Out of the lines below, please list those that hold the string "React".

==========

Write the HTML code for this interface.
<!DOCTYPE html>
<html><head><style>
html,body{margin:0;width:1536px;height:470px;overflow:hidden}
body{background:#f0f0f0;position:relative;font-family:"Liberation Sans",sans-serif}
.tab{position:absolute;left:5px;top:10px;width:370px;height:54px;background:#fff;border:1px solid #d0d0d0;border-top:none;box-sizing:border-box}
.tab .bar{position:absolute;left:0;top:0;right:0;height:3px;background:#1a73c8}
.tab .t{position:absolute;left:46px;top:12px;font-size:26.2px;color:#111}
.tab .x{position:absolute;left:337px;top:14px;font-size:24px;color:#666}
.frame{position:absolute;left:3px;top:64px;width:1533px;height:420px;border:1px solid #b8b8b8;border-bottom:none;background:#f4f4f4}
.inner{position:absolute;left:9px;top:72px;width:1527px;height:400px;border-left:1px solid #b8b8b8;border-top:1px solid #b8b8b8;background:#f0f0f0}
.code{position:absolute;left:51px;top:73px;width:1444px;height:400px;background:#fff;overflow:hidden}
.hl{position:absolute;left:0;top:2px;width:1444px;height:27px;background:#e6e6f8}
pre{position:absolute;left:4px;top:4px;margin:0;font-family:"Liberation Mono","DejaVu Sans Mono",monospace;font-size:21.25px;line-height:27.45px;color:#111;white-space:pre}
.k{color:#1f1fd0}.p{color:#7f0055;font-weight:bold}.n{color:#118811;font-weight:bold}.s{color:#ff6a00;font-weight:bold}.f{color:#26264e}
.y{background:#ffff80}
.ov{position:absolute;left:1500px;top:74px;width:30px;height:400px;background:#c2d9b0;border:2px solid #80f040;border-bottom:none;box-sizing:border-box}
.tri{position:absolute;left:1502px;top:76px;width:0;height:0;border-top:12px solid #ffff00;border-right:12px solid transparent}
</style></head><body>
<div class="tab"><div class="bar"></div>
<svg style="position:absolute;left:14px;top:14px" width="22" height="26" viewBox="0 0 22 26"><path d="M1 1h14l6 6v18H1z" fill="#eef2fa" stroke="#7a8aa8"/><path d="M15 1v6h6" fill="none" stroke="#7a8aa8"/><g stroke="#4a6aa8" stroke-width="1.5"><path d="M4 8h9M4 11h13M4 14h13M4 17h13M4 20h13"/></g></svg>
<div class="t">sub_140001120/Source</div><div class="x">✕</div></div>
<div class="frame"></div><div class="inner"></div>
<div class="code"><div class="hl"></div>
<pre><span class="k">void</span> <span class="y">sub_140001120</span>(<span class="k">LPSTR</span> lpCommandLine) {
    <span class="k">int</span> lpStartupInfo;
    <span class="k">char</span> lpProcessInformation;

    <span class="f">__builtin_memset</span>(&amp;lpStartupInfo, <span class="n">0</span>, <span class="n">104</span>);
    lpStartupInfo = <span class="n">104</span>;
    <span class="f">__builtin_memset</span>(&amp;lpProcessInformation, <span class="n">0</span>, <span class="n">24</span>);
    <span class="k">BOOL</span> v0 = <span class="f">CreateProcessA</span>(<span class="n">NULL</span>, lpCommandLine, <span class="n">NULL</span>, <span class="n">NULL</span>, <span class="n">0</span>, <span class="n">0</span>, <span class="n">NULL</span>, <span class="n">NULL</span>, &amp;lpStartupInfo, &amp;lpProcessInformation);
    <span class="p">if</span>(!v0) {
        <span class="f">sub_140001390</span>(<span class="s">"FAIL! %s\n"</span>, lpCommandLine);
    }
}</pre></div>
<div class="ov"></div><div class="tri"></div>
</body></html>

==========

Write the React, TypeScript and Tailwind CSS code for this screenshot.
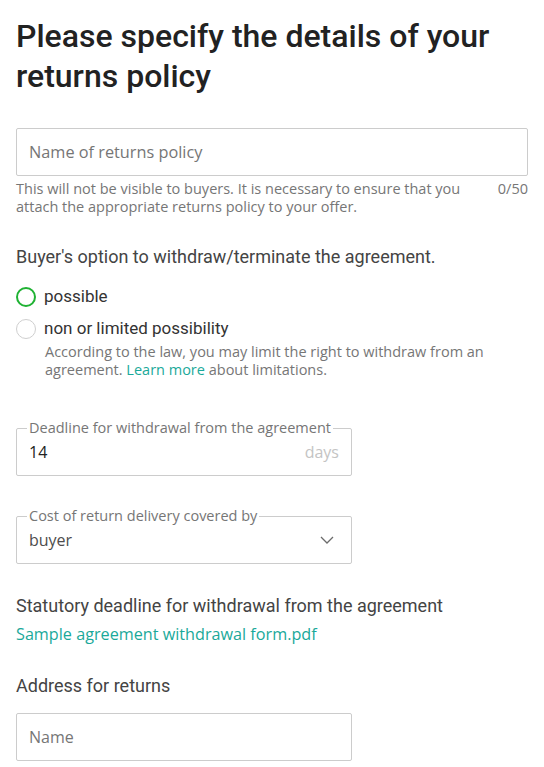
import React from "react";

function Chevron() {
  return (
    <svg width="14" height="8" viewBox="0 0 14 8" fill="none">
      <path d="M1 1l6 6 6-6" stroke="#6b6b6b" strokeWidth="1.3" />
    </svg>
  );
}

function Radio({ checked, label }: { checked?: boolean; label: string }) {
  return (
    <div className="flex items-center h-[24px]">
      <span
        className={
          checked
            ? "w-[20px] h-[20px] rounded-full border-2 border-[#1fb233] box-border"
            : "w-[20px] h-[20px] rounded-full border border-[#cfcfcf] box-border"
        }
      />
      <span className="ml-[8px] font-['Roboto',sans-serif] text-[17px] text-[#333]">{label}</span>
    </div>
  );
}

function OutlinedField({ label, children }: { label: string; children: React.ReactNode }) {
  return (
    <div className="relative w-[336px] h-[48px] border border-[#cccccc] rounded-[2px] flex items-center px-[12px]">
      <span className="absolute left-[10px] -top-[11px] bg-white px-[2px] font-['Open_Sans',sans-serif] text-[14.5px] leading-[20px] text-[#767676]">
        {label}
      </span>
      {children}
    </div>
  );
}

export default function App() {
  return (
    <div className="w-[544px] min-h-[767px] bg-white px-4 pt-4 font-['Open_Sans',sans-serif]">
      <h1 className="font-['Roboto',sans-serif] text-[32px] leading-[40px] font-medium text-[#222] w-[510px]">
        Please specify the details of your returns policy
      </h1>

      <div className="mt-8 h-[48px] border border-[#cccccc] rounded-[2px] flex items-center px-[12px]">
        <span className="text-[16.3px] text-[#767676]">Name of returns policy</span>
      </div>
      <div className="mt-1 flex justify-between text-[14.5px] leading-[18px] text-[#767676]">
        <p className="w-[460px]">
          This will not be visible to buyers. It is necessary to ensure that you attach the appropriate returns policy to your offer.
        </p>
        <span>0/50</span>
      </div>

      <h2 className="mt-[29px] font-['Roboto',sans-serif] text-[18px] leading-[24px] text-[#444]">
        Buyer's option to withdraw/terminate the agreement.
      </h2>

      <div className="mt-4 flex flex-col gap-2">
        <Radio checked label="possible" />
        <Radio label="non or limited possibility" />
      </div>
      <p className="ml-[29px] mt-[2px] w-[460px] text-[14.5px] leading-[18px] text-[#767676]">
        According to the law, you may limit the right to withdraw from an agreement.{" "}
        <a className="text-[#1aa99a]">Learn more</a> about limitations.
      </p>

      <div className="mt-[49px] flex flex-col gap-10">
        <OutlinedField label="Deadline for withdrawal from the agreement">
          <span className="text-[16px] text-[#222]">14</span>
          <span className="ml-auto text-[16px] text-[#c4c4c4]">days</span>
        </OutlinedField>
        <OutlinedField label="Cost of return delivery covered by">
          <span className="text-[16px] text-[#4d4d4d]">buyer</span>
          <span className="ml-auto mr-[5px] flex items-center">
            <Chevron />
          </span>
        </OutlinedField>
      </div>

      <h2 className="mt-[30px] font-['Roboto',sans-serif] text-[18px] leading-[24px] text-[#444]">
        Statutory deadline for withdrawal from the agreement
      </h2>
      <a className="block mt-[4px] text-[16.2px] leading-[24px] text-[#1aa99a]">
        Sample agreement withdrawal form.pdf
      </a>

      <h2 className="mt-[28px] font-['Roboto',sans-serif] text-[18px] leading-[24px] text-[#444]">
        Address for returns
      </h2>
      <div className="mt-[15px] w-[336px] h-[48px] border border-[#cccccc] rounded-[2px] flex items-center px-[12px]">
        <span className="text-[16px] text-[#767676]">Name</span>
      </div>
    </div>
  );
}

==========

ANSWER FOR THE TASK:
Write the React, TypeScript and Tailwind CSS code for this screenshot.
import React from "react";
function OutlinedField({ label, children }: { label: string; children: React.ReactNode }) {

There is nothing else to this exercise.